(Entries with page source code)
--------

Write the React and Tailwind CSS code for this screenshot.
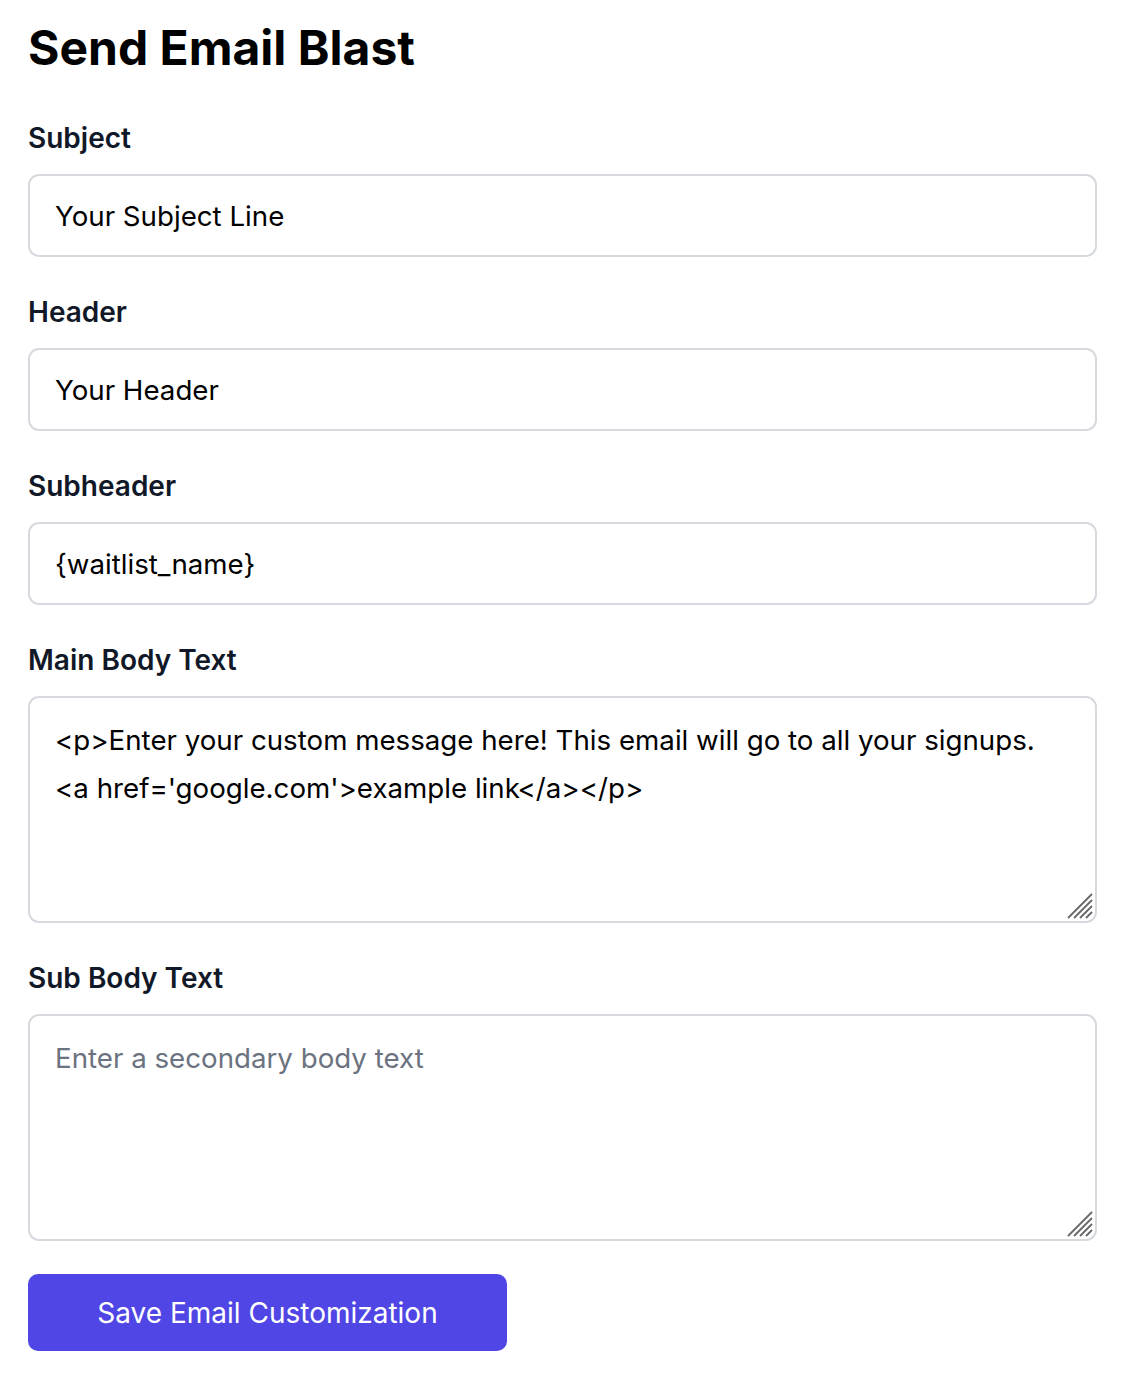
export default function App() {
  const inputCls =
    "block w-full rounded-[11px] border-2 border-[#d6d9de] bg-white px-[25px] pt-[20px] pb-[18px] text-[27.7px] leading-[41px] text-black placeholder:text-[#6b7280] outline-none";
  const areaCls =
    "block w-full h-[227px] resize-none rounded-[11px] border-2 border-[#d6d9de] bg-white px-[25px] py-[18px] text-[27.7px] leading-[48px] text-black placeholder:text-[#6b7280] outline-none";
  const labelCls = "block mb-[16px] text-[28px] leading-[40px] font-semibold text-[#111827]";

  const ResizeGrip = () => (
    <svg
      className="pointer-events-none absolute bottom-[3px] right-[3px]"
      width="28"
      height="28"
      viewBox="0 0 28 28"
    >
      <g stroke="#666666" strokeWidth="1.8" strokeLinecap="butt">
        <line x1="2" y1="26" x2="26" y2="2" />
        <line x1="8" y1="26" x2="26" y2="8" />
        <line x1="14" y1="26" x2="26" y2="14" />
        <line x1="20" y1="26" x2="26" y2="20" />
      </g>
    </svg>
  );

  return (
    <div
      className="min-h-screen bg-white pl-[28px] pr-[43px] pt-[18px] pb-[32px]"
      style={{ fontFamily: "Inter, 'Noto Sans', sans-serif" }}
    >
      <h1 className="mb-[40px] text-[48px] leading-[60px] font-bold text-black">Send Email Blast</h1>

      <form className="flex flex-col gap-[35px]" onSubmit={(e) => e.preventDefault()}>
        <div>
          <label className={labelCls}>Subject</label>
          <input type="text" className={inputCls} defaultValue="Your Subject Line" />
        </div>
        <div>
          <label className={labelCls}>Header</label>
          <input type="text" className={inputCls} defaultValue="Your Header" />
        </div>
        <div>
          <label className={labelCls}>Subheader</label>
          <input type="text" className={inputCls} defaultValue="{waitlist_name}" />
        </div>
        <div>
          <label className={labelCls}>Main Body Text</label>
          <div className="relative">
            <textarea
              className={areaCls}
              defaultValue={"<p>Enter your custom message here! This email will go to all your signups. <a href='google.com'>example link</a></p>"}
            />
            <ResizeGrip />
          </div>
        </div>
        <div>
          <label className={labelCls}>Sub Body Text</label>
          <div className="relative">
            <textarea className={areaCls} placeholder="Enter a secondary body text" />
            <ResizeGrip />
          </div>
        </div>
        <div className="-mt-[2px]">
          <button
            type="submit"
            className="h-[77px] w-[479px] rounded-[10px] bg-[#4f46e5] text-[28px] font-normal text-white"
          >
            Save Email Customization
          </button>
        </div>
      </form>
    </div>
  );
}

--------

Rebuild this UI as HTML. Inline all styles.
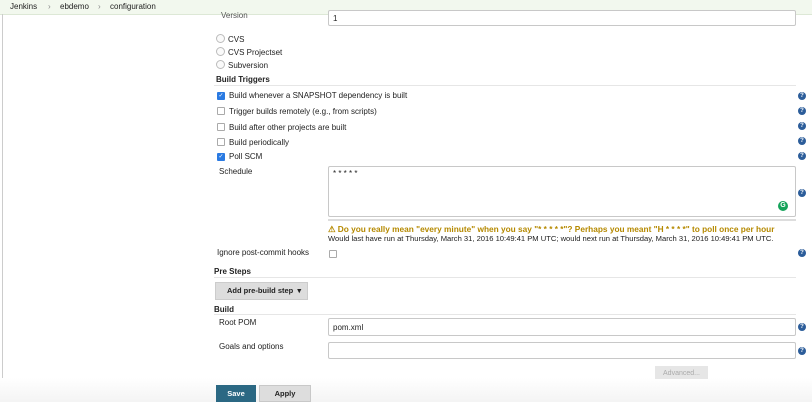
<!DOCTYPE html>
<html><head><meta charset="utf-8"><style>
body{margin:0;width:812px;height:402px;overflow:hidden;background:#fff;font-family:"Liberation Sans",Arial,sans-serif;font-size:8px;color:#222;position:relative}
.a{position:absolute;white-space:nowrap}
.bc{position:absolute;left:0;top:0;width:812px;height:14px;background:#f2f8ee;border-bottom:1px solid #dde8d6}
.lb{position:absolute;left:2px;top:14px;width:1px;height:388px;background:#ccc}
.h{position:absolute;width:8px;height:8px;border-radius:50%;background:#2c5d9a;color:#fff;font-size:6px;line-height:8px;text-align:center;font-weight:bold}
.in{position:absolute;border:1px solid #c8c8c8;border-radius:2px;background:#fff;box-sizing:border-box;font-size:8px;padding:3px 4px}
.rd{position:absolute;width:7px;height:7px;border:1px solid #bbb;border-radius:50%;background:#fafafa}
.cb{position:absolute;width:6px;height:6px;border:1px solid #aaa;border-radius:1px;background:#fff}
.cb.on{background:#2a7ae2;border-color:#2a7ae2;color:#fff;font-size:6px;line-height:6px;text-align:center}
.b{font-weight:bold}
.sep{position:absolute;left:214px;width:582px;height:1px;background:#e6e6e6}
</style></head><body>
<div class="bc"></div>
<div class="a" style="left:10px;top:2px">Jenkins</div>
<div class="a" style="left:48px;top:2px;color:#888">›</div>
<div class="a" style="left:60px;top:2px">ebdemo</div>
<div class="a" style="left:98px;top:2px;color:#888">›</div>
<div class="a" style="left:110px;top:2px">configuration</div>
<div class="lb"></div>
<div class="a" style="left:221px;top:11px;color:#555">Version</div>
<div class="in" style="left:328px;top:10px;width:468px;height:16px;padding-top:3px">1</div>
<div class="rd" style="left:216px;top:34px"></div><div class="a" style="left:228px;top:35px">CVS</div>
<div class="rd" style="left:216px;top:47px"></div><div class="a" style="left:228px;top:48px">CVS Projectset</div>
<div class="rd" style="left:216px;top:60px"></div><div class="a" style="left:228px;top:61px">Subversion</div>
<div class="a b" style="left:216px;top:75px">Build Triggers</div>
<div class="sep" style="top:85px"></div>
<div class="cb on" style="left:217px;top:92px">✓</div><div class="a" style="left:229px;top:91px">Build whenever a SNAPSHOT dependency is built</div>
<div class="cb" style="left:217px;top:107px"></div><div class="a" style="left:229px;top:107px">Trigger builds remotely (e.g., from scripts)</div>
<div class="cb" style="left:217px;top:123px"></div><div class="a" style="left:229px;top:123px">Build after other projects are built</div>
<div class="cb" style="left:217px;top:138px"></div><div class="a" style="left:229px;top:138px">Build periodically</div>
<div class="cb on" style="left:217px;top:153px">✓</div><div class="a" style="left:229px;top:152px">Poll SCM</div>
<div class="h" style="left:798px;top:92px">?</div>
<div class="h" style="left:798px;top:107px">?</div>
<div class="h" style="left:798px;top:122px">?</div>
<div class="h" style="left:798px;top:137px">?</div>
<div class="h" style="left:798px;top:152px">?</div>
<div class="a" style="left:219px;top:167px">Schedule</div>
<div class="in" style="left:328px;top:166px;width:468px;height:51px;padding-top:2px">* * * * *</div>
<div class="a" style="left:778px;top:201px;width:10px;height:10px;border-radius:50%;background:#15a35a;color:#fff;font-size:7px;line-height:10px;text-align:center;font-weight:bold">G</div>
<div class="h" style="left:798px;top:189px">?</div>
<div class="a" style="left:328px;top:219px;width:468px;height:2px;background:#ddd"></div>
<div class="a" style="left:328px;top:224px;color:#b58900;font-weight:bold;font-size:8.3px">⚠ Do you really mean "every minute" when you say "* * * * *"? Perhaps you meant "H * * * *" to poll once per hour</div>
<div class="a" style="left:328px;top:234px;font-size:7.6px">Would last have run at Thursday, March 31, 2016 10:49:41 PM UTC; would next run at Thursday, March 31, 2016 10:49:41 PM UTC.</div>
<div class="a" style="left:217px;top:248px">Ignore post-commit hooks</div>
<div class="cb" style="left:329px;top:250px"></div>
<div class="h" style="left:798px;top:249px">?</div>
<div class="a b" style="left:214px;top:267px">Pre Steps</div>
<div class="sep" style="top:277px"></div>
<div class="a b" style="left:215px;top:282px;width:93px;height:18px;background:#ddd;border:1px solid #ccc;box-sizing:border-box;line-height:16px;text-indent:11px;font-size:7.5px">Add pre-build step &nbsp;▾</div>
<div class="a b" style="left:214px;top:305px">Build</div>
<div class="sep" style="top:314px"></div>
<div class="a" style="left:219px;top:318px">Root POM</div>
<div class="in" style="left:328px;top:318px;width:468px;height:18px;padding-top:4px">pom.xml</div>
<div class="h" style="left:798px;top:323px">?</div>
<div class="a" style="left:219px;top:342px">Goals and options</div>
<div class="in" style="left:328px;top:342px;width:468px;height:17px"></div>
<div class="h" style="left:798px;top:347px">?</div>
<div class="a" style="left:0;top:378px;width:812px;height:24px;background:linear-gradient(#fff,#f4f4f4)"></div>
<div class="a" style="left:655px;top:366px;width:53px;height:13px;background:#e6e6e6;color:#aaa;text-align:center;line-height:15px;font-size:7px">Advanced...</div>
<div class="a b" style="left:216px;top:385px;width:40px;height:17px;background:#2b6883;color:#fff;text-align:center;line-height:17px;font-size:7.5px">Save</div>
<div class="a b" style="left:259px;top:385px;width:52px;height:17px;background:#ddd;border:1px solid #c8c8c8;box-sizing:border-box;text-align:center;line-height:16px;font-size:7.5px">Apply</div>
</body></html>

--------

GOAL OF THE EXERCISE → Nothing but the lines from the one containing "Write the React" through the one containing "mb-[16px] text-[28px] leading-[40px]" should be written out, exactly and with both ends. Pictures are left out.

RESPONSE TO THIS EXERCISE →
Write the React and Tailwind CSS code for this screenshot.
export default function App() {
  const inputCls =
    "block w-full rounded-[11px] border-2 border-[#d6d9de] bg-white px-[25px] pt-[20px] pb-[18px] text-[27.7px] leading-[41px] text-black placeholder:text-[#6b7280] outline-none";
  const areaCls =
    "block w-full h-[227px] resize-none rounded-[11px] border-2 border-[#d6d9de] bg-white px-[25px] py-[18px] text-[27.7px] leading-[48px] text-black placeholder:text-[#6b7280] outline-none";
  const labelCls = "block mb-[16px] text-[28px] leading-[40px] font-semibold text-[#111827]";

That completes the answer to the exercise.